One of the many things that draws me to the Christian tradition is that it suggests at least a couple of answers to that question. First, the tradition reminds us of our need to encounter transition via ritual. We live in a ritually impoverished society. And yet some deep and old part of us remembers that the changes of life are more easily and more healthily more completely encountered when have community within which to name them using road-tested stories, songs, symbols, and actions. Baptism, marriage, and burial are probably the best-known rituals of change that the church offers. But there are more. I am inspired by the witness of those communities that have crafted rituals to name divorce or miscarriage or graduation or growing up or any number of life’s transitions.
Second, the Christian tradition insists that we are never alone in change.
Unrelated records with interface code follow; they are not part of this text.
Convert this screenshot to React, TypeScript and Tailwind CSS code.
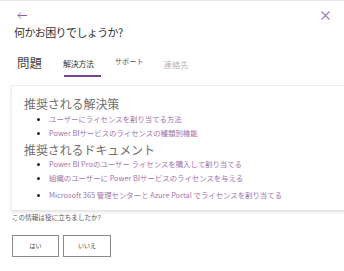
import React from "react";

const font = { fontFamily: '"Noto Sans CJK JP", "Noto Sans", sans-serif' };

const solutions = [
    "ユーザーにライセンスを割り当てる方法",
    "Power BIサービスのライセンスの種類別機能",
];

const docs = [
    "Power BI Proのユーザー ライセンスを購入して割り当てる",
    "組織のユーザーに Power BIサービスのライセンスを与える",
    "Microsoft 365 管理センターと Azure Portal でライセンスを割り当てる",
];

function LinkItem({ text, className }: { text: string; className?: string }) {
    return (
        <li className={`flex items-center h-[14px] ${className ?? ""}`}>
            <span className="w-[3px] h-[3px] rounded-full bg-[#222] ml-[13px] mr-[9px] shrink-0" />
            <span className="text-[7.4px] text-[#a273aa] whitespace-nowrap leading-none">{text}</span>
        </li>
    );
}

export default function App() {
    return (
        <div className="w-[344px] h-[271px] overflow-hidden bg-white border-t border-[#e8e8e8]" style={font}>
            {/* Header */}
            <div className="flex justify-between items-start pl-[17px] pr-[14px] pt-[10px]">
                <svg width="10" height="7" viewBox="0 0 10 7" className="mt-[1px]">
                    <path d="M4 0.5 L1 3.5 L4 6.5 M1 3.5 H10" stroke="#9a5ea6" strokeWidth="1" fill="none" />
                </svg>
                <svg width="9" height="9" viewBox="0 0 9 9">
                    <path d="M0.5 0.5 L8.5 8.5 M8.5 0.5 L0.5 8.5" stroke="#a07aae" strokeWidth="1.1" fill="none" />
                </svg>
            </div>
            <h1 className="text-[11px] text-[#333] leading-none ml-[14px] mt-[7px] tracking-[-0.6px]">
                何かお困りでしょうか?
            </h1>

            {/* Tabs */}
            <div className="flex items-end ml-[17px] mt-[18px] h-[13px] leading-none">
                <span className="text-[12.5px] text-[#444] block">問題</span>
                <div className="relative ml-[21px] h-[10px] flex items-end">
                    <span className="text-[8px] text-[#333] block tracking-[-0.3px] mb-[1px]">解決方法</span>
                    <div className="absolute left-[1px] top-[16px] w-[37px] h-[2px] bg-[#7b3f8e]" />
                </div>
                <span className="text-[7.2px] text-[#555] block ml-[21px] mb-[4px]">サポート</span>
                <span className="text-[8.3px] text-[#b4b4b4] block ml-[20px] mb-[1px]">連絡先</span>
            </div>

            {/* Card */}
            <div className="ml-[11px] mt-[16px] w-[345px] h-[125px] bg-white border-t border-l border-[#eeeeee] shadow-[0_2px_3px_rgba(0,0,0,0.12)] pt-[12px] pl-[12px]">
                <h2 className="text-[12px] text-[#707070] leading-none tracking-[-0.1px]">推奨される解決策</h2>
                <ul className="mt-[2px]">
                    {solutions.map((s) => (
                        <LinkItem key={s} text={s} />
                    ))}
                </ul>
                <h2 className="text-[12px] text-[#707070] leading-none mt-[4px] tracking-[-0.1px]">推奨されるドキュメント</h2>
                <ul className="mt-[1px]">
                    <LinkItem text={docs[0]} />
                    <LinkItem text={docs[1]} />
                    <LinkItem text={docs[2]} className="mt-[3px]" />
                </ul>
            </div>

            {/* Feedback */}
            <p className="text-[6.6px] text-[#555] leading-none ml-[12px] mt-[4px]">この情報は役に立ちましたか?</p>
            <div className="flex gap-[4px] ml-[12px] mt-[14px]">
                <button className="w-[47px] h-[22px] border border-[#8a8a8a] bg-white text-[6px] text-[#444] leading-none">
                    はい
                </button>
                <button className="w-[48px] h-[22px] border border-[#8a8a8a] bg-white text-[6px] text-[#444] leading-none">
                    いいえ
                </button>
            </div>
        </div>
    );
}
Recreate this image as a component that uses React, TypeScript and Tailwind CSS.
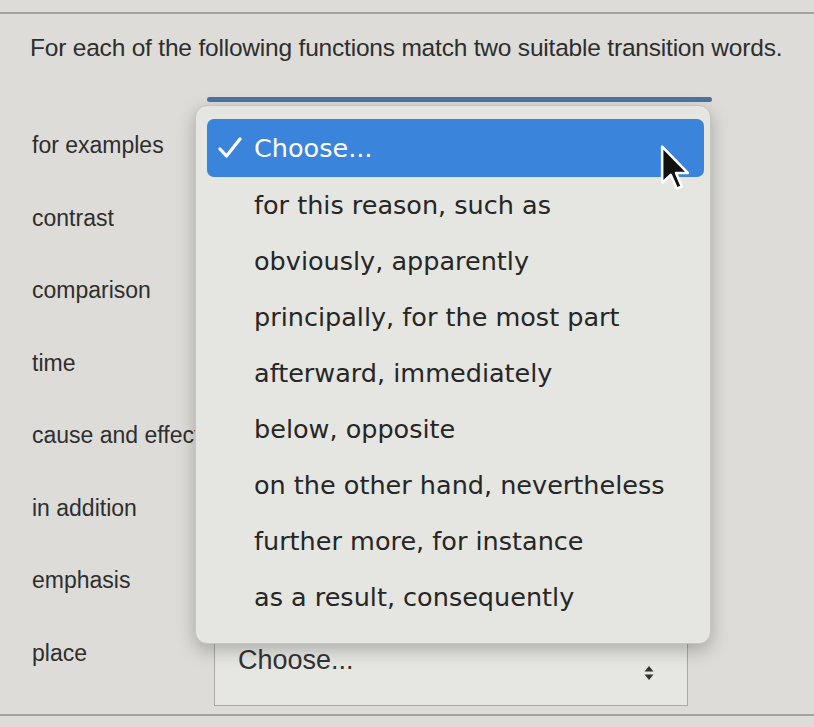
import React from "react";

const labels = [
  "for examples",
  "contrast",
  "comparison",
  "time",
  "cause and effect",
  "in addition",
  "emphasis",
  "place",
];

const options = [
  "for this reason, such as",
  "obviously, apparently",
  "principally, for the most part",
  "afterward, immediately",
  "below, opposite",
  "on the other hand, nevertheless",
  "further more, for instance",
  "as a result, consequently",
];

function UpDown() {
  return (
    <svg width="10" height="16" viewBox="0 0 10 16" className="text-[#333]">
      <path d="M5 1 L9.5 6.5 H0.5 Z" fill="currentColor" />
      <path d="M5 15 L9.5 9.5 H0.5 Z" fill="currentColor" />
    </svg>
  );
}

function Cursor() {
  return (
    <svg width="30" height="48" viewBox="-1 -1 14 22">
      <path
        d="M0 0 L0 17 L4 13.2 L6.8 19.6 L9.2 18.6 L6.5 12.3 L12 12.3 Z"
        fill="#111"
        stroke="#fff"
        strokeWidth="1.2"
        strokeLinejoin="round"
      />
    </svg>
  );
}

export default function App() {
  return (
    <div className="relative w-[814px] h-[727px] overflow-hidden bg-[#dddcd8] font-['Liberation_Sans',Arial,sans-serif] text-[#2e2e2e]">
      <div className="h-[14px] border-b-2 border-[#a3a3a0]" />

      <h1 className="pl-[30px] pt-[20px] text-[24.5px] leading-[28px] tracking-[-0.2px] whitespace-nowrap">
        For each of the following functions match two suitable transition words.
      </h1>

      <div className="mt-[47px]">
        {labels.map((label, i) => (
          <div key={label} className="flex h-[72.5px] items-start">
            <div className="w-[214px] shrink-0 pl-[32px] pt-[24px] text-[23px] leading-[24px] whitespace-nowrap">
              {label}
            </div>
            <div className="mt-[23px] flex h-[66px] w-[474px] shrink-0 items-center justify-between border border-[#a9a9a6] bg-[#e6e6e3] pl-[23px] pr-[33px]">
              {/* the rows under the open list keep their box, their text is covered */}
              <span
                className={
                  i === labels.length - 1
                    ? "-mt-[26px] text-[27px] leading-[28px] text-[#333]"
                    : "invisible -mt-[26px] text-[27px] leading-[28px] text-[#333]"
                }
              >
                Choose...
              </span>
              <UpDown />
            </div>
          </div>
        ))}
      </div>

      <div className="mt-[25px] border-t-2 border-[#a3a3a0]" />

      {/* focus ring of the open select */}
      <div className="absolute left-[207px] top-[97px] h-[5px] w-[505px] rounded-sm bg-[#4d74a0]" />

      {/* open option list */}
      <div className="absolute left-[195px] top-[105px] w-[516px] rounded-[12px] border border-[#c4c4c1] bg-[#e5e5e2] pt-[13px] pb-[18px] font-['DejaVu_Sans',sans-serif] shadow-[0_6px_18px_rgba(0,0,0,0.25)]">
        <div className="ml-[11px] mr-[6px] flex h-[58px] items-center rounded-[7px] bg-[#3a84dc] text-white">
          <svg width="24" height="22" viewBox="0 0 24 22" className="ml-[11px] mr-[12px]">
            <path
              d="M2 12 L8.5 19 L22 2"
              fill="none"
              stroke="#fff"
              strokeWidth="3.2"
              strokeLinecap="round"
              strokeLinejoin="round"
            />
          </svg>
          <span className="text-[25.5px] leading-[30px]">Choose...</span>
        </div>
        {options.map((o) => (
          <div
            key={o}
            className="flex h-[56px] items-center pl-[58px] text-[25.5px] leading-[30px] text-[#262626] whitespace-nowrap"
          >
            {o}
          </div>
        ))}
      </div>

      <div className="absolute left-[660px] top-[144px]">
        <Cursor />
      </div>
    </div>
  );
}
The promise of the Incarnation is that Jesus knows what it is to have a body, what it is to grow up, what it is to experience pain, what it is to know love and loss. In the changes of life, therefore, we may say to Jesus with confidence, “You know what this is like.”
Near the end of most days, my three-year-old son sits in my lap and I read him a story. Often it’s the same book over and over again. That moment in the old easy chair under the lamp is a ritual and a prayer, both at once. At the end of the story I close the book and my son crawls out of my lap and into his bed and I pull the covers over him and turn out the light.
Now sleep. Now dream of the day that was and the morning that is to come.